::: GIVEN DATA

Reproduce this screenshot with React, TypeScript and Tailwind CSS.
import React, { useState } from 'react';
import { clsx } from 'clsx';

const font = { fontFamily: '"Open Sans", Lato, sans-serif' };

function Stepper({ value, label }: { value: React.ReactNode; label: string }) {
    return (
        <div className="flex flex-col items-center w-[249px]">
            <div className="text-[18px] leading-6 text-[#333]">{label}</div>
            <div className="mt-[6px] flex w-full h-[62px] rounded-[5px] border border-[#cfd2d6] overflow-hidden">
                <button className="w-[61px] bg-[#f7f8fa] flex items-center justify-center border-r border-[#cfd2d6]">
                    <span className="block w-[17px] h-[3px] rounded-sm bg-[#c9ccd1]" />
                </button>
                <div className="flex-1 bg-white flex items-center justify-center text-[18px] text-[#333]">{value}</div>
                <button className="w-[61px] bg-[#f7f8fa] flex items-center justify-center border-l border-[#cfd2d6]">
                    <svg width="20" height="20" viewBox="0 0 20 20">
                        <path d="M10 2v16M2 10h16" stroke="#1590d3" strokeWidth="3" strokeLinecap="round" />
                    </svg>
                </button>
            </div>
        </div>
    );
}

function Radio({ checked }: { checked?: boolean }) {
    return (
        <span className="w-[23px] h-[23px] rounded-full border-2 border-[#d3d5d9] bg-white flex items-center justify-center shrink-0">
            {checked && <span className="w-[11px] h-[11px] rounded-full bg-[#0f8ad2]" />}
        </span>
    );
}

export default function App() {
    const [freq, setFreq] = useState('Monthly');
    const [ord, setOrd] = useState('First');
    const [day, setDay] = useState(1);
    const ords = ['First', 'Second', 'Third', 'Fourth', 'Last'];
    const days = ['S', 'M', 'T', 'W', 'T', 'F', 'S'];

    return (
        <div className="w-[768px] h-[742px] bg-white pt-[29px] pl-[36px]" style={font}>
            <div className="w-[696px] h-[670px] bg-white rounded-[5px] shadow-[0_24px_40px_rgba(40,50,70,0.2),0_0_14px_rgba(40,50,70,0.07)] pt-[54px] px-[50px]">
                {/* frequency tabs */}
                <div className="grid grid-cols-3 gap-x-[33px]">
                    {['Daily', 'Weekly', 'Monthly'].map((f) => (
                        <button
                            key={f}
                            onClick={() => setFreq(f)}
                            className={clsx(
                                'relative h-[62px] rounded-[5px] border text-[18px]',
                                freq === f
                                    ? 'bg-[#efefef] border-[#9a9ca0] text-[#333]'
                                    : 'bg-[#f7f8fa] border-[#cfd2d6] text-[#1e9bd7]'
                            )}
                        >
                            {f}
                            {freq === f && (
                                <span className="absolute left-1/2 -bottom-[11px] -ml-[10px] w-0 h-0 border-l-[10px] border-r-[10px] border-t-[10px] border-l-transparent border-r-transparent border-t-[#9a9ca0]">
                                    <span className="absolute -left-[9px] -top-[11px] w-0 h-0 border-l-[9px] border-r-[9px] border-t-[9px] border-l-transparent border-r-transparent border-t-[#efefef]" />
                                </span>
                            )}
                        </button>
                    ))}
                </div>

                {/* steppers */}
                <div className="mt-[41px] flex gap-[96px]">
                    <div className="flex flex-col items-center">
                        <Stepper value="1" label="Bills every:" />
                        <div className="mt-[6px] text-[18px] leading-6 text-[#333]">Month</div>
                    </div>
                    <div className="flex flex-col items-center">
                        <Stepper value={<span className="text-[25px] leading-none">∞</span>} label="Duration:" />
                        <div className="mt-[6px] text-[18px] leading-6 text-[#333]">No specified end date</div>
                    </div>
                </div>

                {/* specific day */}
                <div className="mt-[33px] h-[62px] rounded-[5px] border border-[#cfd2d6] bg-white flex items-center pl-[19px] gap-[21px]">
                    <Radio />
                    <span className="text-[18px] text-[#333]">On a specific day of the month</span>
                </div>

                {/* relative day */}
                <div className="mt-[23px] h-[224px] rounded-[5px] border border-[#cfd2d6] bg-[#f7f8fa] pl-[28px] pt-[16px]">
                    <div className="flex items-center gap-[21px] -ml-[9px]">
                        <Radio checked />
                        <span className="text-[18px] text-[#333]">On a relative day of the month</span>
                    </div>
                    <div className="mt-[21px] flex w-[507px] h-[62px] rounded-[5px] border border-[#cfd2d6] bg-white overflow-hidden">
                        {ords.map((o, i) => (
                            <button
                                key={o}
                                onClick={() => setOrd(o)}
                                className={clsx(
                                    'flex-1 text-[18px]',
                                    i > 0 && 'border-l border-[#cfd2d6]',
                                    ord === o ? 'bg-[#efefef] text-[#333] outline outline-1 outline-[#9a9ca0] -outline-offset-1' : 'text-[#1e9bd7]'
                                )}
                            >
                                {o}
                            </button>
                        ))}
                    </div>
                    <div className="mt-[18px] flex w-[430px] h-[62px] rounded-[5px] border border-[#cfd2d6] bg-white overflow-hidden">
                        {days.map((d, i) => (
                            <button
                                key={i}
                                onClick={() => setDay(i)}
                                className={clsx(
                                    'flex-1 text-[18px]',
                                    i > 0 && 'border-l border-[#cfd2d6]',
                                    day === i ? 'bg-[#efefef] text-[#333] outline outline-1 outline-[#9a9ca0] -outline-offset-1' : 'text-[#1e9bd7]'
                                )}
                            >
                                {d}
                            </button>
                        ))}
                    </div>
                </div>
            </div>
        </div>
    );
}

::::::

YOUR TASK — Give the count of lines holding the word "React" and nothing more.

RESULT OF THE TASK — 3